Ząbki. 10 minut na zabranie rzeczy z mieszkań? Policja zabrała głos
Kobieta mieszkała w feralnym bloku na drugim piętrze. - Paliło się tuż nade mną, więc spodziewałam się dużo gorszego widoku. Tak naprawdę w moim mieszkaniu trochę zalany jest sufit i podłoga, a cała reszta jest ok - stwierdziła.
Według niektórych doniesień mediów mieszkańcom dano na zabranie najpotrzebniejszych rzeczy tylko 10 minut. Zdementowała je jednak policja. "To kłamstwo! Ani prokuratura, ani policja nie wyznaczyły konkretnego czasu na taką czynność osobom, które ucierpiały w pożarze!" - poinformowała w sieci Komenda Stołeczna Policji.
ZOBACZ: Premier Donald Tusk zdecydował ws. pożaru w Ząbkach. "Uruchomienie specjalnych środków"
"Jednocześnie apelujemy i prosimy osoby oczekujące w kolejce na wejście do swoich mieszkań o cierpliwość. Obecni na miejscu policjanci dokładają wszelkich starań, aby odbyło się to szybko i sprawnie. Priorytetem jest jednak dla nas, żeby te czynności przebiegły dla wszystkich w sposób bezpieczny!" - dodano.
Ząbki, wielki pożar. Prokuratura rozpoczęła oględziny spalonego budynku
Również w sobotę rozpoczęły się oględziny spalonego budynku przez prokuratora i policję. "W pierwszej kolejności wykonano oględziny zewnętrzne budynku z użyciem drona, a także klatek schodowych w miarę możliwości bezpiecznego dostępu" - przekazała Prokuratura Okręgowa Warszawa-Praga, która prowadzi śledztwo ws. pożaru.
ZOBACZ: Pożar w Ząbkach. Prokuratura wszczęła śledztwo
Śledczy poinformowali również o zabezpieczeniu nagrań telewizyjnych z przebiegu pożaru, które mają pomóc przy ustalaniu jego przebiegu oraz źródła ognia. "Trwają przesłuchania pokrzywdzonych i innych świadków zdarzenia. Dalsze czynności, w szczególności oględziny pozostałych pomieszczeń budynku uzależnione są od prac technicznych umożliwiających bezpieczny dostęp do nich" - wskazano.
Pożar bloku w Ząbkach.

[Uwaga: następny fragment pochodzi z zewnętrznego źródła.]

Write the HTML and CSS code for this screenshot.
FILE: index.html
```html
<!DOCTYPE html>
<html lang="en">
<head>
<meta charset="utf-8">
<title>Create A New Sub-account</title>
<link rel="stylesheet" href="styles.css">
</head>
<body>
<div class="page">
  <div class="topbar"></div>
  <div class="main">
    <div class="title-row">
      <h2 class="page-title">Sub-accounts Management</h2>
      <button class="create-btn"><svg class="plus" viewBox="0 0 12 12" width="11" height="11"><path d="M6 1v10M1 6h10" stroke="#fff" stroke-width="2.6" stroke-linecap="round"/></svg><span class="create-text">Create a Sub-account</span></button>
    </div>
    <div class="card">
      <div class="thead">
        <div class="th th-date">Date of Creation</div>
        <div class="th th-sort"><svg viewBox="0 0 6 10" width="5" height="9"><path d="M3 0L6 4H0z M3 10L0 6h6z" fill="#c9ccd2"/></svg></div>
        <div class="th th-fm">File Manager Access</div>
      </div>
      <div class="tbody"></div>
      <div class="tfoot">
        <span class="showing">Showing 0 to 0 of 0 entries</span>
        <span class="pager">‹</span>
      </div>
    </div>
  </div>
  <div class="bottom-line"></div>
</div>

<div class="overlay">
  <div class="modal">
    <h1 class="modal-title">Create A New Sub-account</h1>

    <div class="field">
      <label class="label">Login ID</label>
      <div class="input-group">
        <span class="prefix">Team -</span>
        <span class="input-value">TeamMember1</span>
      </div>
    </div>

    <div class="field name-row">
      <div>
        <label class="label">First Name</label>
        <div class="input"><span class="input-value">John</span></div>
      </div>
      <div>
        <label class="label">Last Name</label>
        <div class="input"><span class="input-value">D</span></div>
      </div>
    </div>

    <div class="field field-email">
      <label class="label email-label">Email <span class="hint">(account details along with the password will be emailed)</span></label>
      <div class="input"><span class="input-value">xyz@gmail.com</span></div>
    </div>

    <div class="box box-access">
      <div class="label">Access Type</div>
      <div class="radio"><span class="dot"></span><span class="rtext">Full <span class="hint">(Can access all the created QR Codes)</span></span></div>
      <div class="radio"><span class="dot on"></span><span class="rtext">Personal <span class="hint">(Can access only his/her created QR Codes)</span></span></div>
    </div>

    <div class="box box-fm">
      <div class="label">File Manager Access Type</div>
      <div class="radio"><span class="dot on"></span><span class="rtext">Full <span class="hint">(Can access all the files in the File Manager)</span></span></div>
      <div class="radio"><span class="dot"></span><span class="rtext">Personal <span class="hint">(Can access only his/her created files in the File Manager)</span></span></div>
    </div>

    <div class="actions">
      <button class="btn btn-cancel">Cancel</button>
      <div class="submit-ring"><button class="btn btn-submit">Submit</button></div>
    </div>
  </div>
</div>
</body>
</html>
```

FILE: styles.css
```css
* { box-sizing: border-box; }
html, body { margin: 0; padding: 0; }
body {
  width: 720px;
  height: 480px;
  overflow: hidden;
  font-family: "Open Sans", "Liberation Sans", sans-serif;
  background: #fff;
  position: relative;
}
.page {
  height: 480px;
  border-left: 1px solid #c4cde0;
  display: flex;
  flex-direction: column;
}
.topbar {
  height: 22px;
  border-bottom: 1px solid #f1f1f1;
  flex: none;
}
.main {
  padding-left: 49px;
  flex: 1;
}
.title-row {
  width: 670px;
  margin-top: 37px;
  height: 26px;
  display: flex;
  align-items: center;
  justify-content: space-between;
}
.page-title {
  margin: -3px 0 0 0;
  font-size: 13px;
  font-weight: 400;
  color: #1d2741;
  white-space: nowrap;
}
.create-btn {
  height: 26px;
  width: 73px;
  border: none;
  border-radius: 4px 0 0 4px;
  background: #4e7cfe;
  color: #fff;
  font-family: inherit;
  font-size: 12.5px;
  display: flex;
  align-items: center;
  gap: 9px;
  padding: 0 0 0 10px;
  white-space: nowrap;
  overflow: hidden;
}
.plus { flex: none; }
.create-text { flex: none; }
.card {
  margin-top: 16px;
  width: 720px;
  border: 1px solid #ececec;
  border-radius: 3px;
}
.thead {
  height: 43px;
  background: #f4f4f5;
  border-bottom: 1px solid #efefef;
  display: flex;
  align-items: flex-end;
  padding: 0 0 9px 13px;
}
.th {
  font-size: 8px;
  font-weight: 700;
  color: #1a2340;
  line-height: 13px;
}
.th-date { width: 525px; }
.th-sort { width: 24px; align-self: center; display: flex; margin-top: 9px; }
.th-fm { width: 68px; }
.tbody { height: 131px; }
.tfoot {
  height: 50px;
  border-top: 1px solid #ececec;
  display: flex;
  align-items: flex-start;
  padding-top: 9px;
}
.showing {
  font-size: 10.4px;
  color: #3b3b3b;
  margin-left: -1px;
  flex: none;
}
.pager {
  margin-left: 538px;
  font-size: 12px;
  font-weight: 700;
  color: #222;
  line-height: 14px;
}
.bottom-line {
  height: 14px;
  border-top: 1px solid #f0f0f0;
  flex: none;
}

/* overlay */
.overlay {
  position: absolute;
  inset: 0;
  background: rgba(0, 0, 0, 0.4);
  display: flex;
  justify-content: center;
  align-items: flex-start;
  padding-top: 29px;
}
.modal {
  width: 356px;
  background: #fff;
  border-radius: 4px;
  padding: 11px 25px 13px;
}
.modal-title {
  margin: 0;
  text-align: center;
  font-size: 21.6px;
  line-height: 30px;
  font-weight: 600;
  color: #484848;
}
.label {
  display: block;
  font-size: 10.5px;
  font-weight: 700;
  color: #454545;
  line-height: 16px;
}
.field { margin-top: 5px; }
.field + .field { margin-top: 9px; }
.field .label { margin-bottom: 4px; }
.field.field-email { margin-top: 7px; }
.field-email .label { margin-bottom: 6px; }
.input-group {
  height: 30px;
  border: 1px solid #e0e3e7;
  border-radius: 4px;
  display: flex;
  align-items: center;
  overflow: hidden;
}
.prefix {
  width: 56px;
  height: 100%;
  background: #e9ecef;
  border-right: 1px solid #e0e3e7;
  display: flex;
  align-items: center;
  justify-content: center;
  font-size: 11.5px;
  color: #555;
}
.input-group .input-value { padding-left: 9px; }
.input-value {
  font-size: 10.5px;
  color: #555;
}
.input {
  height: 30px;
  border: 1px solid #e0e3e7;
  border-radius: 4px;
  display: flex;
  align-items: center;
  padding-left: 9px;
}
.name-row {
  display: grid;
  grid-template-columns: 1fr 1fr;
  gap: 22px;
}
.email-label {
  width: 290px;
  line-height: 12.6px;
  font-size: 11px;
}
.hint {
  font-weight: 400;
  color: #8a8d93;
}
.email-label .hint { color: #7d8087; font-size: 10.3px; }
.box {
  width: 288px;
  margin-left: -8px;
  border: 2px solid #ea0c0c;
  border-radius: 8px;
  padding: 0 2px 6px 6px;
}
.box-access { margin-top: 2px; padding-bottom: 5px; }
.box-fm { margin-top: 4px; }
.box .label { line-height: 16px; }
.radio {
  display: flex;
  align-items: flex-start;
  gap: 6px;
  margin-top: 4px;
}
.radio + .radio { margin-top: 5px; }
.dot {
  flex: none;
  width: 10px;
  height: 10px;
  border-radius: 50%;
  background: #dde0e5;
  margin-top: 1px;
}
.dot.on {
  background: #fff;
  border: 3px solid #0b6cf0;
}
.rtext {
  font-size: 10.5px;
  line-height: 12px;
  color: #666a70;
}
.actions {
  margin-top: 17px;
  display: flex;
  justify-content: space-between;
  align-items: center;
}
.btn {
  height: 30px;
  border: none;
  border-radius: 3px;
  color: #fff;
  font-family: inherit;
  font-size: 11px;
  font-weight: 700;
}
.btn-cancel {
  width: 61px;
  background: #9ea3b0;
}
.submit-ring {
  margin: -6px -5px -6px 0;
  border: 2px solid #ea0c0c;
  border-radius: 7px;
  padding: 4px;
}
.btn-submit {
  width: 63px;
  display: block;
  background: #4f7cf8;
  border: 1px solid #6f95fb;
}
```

Spłonęły wszystkie lokale na czwartym piętrze
Pożar przy ulicy Powstańców 62 w Ząbkach wybuchł w czwartek około 19:30. Ogień, który pojawił się na poddaszu, objął trzy połączone ze sobą budynki. Akcja gaśnicza trwała kilka godzin. Po opanowaniu ognia strażacy przeszukali wszystkie pomieszczenia. Nie było ofiar, lekkich urazów doznały trzy osoby, które znajdowały się na zewnątrz obiektu. Nie wymagały one jednak hospitalizacji.
ZOBACZ: Ogromne zniszczenia, zalane mieszkania. Potężny pożar w Ząbkach
Podczas akcji poszkodowanych zostało też trzech ratowników, w tym dwóch funkcjonariuszy Państwowej Straży Pożarnej. Pożar strawił cały dach obiektu, spłonęły też wszystkie lokale mieszkalne na czwartej kondygnacji, a pozostałe mieszkania są zniszczone, m.in. wskutek zalania. W 211 mieszkaniach budynku mieszkało ponad pięćset osób.